[MATERIAL FOR THIS EXERCISE]
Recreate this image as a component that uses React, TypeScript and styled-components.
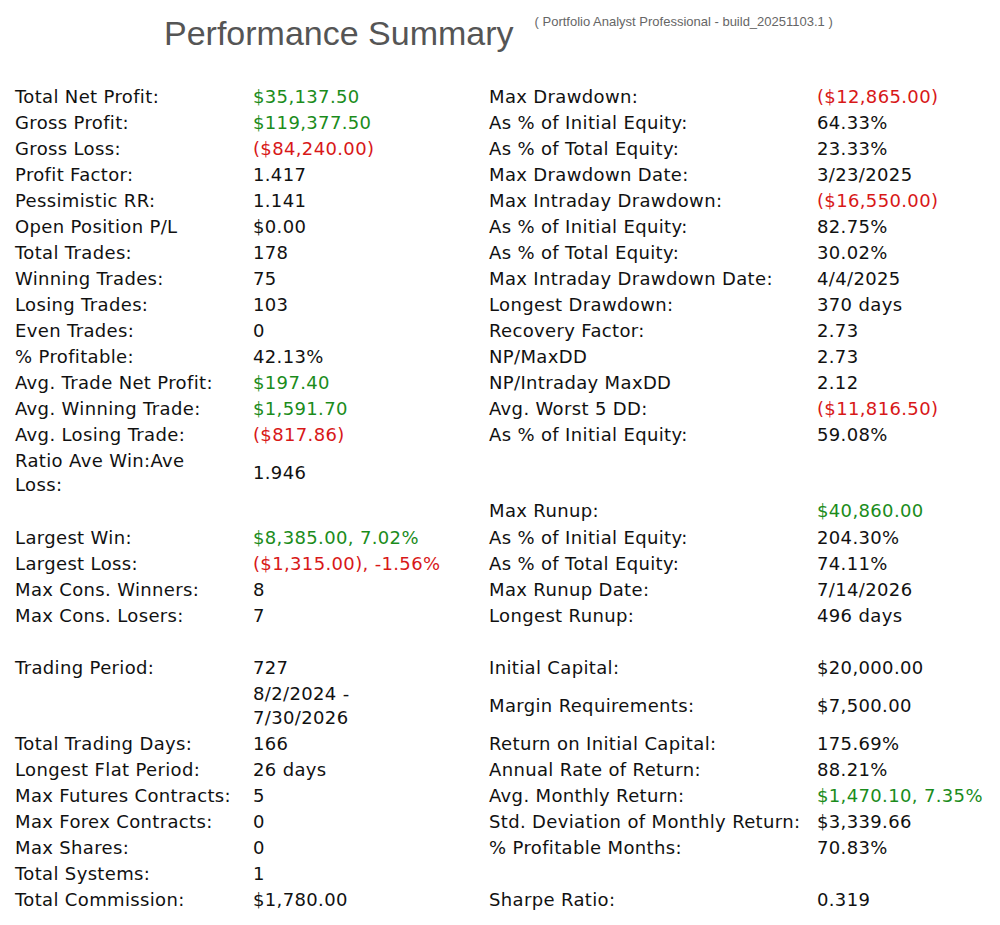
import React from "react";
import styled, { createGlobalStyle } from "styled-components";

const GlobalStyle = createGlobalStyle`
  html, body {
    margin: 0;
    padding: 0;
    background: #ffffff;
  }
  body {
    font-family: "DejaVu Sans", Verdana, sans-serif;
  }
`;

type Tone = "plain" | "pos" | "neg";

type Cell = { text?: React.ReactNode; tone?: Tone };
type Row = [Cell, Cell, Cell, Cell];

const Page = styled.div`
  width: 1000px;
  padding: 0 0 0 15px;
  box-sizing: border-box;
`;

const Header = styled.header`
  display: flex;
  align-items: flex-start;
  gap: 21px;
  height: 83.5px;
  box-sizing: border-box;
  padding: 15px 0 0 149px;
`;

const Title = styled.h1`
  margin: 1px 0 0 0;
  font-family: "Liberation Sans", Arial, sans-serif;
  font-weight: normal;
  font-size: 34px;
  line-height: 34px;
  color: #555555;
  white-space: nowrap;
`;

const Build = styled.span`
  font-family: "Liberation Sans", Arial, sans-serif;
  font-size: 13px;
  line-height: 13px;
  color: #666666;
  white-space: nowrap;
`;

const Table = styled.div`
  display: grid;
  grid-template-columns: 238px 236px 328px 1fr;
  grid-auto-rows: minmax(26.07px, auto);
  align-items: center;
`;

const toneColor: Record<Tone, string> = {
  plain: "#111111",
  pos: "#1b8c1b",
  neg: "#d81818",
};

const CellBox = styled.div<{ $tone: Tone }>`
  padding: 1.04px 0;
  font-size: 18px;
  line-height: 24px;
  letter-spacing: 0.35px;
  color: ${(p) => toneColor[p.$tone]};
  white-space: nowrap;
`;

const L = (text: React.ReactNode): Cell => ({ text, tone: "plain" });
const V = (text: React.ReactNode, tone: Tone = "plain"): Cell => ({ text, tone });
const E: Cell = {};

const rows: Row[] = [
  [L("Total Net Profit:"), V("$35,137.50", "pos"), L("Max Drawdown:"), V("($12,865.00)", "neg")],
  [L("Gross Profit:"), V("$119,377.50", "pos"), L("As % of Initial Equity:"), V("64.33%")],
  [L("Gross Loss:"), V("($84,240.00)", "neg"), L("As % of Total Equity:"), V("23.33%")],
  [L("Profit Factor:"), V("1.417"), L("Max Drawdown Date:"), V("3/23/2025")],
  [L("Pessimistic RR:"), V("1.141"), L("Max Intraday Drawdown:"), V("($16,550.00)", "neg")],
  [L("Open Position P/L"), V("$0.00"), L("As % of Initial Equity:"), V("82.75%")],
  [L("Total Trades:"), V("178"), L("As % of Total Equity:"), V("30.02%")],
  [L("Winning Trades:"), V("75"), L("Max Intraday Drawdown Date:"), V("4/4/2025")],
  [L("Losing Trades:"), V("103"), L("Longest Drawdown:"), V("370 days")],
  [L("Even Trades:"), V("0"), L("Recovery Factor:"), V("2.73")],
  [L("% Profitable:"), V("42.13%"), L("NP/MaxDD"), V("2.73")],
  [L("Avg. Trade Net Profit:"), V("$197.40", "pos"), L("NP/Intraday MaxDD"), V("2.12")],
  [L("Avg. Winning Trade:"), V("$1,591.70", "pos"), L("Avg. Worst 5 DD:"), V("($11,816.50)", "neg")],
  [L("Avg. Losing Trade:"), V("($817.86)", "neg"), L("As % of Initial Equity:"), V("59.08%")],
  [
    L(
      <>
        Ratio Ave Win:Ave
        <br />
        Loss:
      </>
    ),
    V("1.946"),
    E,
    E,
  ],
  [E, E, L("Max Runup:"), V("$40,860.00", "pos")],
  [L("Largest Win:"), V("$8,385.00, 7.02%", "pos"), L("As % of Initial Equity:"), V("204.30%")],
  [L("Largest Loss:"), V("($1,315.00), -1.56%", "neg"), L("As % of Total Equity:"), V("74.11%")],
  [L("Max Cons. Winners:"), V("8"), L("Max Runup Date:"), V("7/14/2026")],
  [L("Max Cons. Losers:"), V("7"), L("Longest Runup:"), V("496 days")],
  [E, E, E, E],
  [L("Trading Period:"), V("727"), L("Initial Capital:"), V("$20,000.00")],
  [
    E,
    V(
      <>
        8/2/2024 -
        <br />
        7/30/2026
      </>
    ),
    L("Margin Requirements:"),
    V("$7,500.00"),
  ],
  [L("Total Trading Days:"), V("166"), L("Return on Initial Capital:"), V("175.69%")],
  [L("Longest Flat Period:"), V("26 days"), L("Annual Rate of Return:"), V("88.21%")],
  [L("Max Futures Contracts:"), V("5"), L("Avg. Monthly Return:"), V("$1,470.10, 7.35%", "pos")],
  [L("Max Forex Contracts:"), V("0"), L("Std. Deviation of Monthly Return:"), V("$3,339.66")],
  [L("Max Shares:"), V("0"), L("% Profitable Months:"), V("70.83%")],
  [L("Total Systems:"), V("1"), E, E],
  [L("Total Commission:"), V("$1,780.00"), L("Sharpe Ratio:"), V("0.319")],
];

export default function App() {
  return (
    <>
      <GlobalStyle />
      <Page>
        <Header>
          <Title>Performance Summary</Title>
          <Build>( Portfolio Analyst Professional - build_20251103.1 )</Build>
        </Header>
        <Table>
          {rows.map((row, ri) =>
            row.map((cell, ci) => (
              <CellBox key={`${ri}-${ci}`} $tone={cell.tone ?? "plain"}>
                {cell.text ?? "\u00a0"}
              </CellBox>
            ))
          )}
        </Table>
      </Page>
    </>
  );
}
* * *
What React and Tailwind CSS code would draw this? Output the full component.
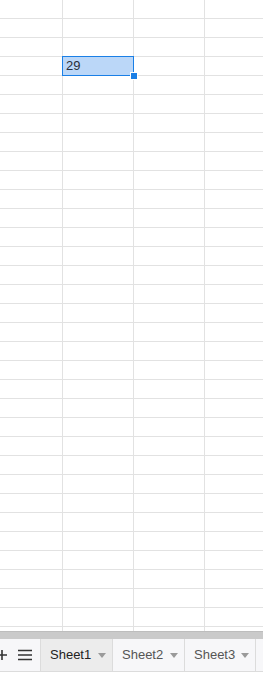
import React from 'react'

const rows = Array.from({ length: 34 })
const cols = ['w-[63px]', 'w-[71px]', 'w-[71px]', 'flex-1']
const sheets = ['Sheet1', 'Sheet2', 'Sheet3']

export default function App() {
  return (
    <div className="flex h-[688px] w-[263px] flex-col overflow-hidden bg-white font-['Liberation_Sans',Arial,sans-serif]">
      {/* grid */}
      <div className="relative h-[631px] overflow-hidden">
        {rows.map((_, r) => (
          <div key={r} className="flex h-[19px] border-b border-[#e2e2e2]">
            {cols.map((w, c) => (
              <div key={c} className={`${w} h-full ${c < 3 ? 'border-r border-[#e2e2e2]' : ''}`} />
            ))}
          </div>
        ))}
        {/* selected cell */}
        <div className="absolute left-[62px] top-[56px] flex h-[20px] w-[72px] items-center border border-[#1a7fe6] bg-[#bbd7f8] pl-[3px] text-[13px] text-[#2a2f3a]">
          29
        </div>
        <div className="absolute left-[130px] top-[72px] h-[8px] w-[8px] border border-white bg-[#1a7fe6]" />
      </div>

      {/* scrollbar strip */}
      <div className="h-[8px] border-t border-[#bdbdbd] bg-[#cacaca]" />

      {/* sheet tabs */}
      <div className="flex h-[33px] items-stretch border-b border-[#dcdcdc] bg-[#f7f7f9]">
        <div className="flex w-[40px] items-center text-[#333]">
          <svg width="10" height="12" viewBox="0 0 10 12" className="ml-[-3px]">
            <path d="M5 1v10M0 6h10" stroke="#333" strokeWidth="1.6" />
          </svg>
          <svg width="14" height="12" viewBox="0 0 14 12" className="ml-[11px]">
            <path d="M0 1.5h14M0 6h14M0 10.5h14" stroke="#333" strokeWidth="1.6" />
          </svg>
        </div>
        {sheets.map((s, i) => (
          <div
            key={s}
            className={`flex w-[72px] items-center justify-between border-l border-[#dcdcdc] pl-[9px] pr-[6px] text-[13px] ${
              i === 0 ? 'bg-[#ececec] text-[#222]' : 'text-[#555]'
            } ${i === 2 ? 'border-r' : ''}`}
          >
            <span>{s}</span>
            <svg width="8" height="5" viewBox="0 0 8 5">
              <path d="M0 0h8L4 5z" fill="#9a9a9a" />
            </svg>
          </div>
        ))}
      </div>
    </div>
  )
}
---
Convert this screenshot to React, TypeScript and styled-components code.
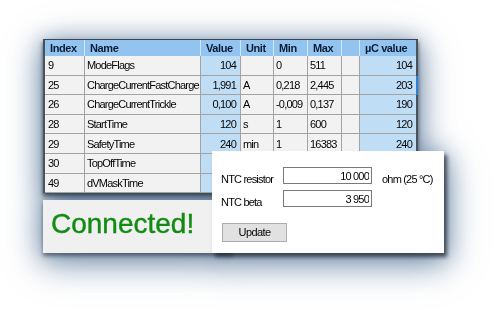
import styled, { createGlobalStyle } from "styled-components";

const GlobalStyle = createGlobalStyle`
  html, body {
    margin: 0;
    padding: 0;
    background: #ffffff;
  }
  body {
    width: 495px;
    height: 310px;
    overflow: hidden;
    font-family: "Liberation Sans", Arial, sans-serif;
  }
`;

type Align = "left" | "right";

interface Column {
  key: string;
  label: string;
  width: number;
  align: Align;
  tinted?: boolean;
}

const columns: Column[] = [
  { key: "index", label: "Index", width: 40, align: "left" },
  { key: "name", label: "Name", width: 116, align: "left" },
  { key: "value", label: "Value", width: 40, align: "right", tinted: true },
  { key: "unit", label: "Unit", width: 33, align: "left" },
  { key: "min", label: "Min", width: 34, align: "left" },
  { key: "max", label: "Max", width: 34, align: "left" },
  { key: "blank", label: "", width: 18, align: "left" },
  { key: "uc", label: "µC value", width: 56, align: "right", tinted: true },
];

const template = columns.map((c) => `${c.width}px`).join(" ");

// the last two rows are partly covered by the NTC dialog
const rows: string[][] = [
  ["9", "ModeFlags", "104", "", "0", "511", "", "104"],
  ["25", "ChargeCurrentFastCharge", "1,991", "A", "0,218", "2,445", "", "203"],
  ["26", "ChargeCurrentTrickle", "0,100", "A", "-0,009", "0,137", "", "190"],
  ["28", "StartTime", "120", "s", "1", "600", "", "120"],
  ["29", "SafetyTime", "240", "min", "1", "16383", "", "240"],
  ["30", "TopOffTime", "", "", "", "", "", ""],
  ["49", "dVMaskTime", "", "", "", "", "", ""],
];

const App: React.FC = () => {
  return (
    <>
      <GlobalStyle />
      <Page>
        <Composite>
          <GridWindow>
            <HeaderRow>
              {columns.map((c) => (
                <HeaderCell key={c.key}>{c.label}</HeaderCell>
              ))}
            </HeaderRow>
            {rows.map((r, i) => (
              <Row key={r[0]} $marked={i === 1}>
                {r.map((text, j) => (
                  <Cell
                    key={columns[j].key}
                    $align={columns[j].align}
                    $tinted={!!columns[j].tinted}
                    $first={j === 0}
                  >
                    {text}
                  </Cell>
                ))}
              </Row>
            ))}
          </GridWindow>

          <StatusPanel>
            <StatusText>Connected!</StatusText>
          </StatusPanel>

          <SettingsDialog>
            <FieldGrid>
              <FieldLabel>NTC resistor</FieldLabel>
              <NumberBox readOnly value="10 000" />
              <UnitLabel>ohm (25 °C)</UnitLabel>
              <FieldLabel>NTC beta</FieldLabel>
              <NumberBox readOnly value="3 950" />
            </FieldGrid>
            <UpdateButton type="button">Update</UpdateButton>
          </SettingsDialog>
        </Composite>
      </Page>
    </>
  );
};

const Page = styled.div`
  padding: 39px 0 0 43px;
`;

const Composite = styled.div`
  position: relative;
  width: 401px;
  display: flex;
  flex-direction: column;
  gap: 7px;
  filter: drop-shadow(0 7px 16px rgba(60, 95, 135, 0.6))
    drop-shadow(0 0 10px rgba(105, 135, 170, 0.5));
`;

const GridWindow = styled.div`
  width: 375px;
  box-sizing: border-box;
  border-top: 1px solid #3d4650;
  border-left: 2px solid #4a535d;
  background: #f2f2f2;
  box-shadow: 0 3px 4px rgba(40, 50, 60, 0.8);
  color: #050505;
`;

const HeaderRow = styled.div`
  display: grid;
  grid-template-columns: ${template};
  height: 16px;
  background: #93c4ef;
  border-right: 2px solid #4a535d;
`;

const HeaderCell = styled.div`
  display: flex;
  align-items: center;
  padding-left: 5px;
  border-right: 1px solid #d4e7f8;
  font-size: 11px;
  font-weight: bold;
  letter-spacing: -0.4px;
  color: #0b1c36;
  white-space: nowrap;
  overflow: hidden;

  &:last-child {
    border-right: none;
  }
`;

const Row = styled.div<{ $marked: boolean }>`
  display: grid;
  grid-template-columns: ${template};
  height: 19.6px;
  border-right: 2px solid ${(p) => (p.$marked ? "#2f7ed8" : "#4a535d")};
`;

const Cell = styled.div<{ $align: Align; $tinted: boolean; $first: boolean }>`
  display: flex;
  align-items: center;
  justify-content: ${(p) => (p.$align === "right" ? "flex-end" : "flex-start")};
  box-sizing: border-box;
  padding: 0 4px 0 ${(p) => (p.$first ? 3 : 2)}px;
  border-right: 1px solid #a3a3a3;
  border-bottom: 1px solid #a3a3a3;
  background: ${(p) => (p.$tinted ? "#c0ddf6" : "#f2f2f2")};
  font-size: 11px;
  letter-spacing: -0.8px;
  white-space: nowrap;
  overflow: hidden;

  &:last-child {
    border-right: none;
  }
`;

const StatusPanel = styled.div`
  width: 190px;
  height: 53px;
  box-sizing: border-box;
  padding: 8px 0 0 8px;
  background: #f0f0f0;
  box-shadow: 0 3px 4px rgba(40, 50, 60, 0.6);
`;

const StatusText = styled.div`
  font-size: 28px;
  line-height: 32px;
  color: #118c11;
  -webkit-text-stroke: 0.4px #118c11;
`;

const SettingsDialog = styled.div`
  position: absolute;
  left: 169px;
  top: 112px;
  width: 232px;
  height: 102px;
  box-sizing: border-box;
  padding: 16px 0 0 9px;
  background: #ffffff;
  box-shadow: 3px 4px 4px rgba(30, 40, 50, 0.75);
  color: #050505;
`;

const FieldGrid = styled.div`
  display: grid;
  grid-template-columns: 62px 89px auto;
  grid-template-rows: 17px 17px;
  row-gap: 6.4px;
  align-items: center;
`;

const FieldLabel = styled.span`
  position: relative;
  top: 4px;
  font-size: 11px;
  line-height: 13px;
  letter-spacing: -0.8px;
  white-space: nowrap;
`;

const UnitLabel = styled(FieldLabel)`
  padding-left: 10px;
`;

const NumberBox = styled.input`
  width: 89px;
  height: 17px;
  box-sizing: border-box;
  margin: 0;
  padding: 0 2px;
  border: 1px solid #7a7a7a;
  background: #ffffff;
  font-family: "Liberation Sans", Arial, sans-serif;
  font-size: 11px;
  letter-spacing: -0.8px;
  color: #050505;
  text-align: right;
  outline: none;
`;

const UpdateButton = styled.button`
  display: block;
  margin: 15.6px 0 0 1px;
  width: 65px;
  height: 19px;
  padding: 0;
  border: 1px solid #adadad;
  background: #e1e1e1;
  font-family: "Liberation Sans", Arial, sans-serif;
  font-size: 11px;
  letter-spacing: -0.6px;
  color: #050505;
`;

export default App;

[DIRECTIONS FOR THIS TASK] Skip all pictures. Output only the lines from the one containing "Recreate this image" to the one containing "const E: Cell", both lines included.

[EXERCISE OUTPUT]
Recreate this image as a component that uses React, TypeScript and styled-components.
import React from "react";
import styled, { createGlobalStyle } from "styled-components";

const GlobalStyle = createGlobalStyle`
  html, body {
    margin: 0;
    padding: 0;
    background: #ffffff;
  }
  body {
    font-family: "DejaVu Sans", Verdana, sans-serif;
  }
`;

type Tone = "plain" | "pos" | "neg";

type Cell = { text?: React.ReactNode; tone?: Tone };
type Row = [Cell, Cell, Cell, Cell];

const Page = styled.div`
  width: 1000px;
  padding: 0 0 0 15px;
  box-sizing: border-box;
`;

const Header = styled.header`
  display: flex;
  align-items: flex-start;
  gap: 21px;
  height: 83.5px;
  box-sizing: border-box;
  padding: 15px 0 0 149px;
`;

const Title = styled.h1`
  margin: 1px 0 0 0;
  font-family: "Liberation Sans", Arial, sans-serif;
  font-weight: normal;
  font-size: 34px;
  line-height: 34px;
  color: #555555;
  white-space: nowrap;
`;

const Build = styled.span`
  font-family: "Liberation Sans", Arial, sans-serif;
  font-size: 13px;
  line-height: 13px;
  color: #666666;
  white-space: nowrap;
`;

const Table = styled.div`
  display: grid;
  grid-template-columns: 238px 236px 328px 1fr;
  grid-auto-rows: minmax(26.07px, auto);
  align-items: center;
`;

const toneColor: Record<Tone, string> = {
  plain: "#111111",
  pos: "#1b8c1b",
  neg: "#d81818",
};

const CellBox = styled.div<{ $tone: Tone }>`
  padding: 1.04px 0;
  font-size: 18px;
  line-height: 24px;
  letter-spacing: 0.35px;
  color: ${(p) => toneColor[p.$tone]};
  white-space: nowrap;
`;

const L = (text: React.ReactNode): Cell => ({ text, tone: "plain" });
const V = (text: React.ReactNode, tone: Tone = "plain"): Cell => ({ text, tone });
const E: Cell = {};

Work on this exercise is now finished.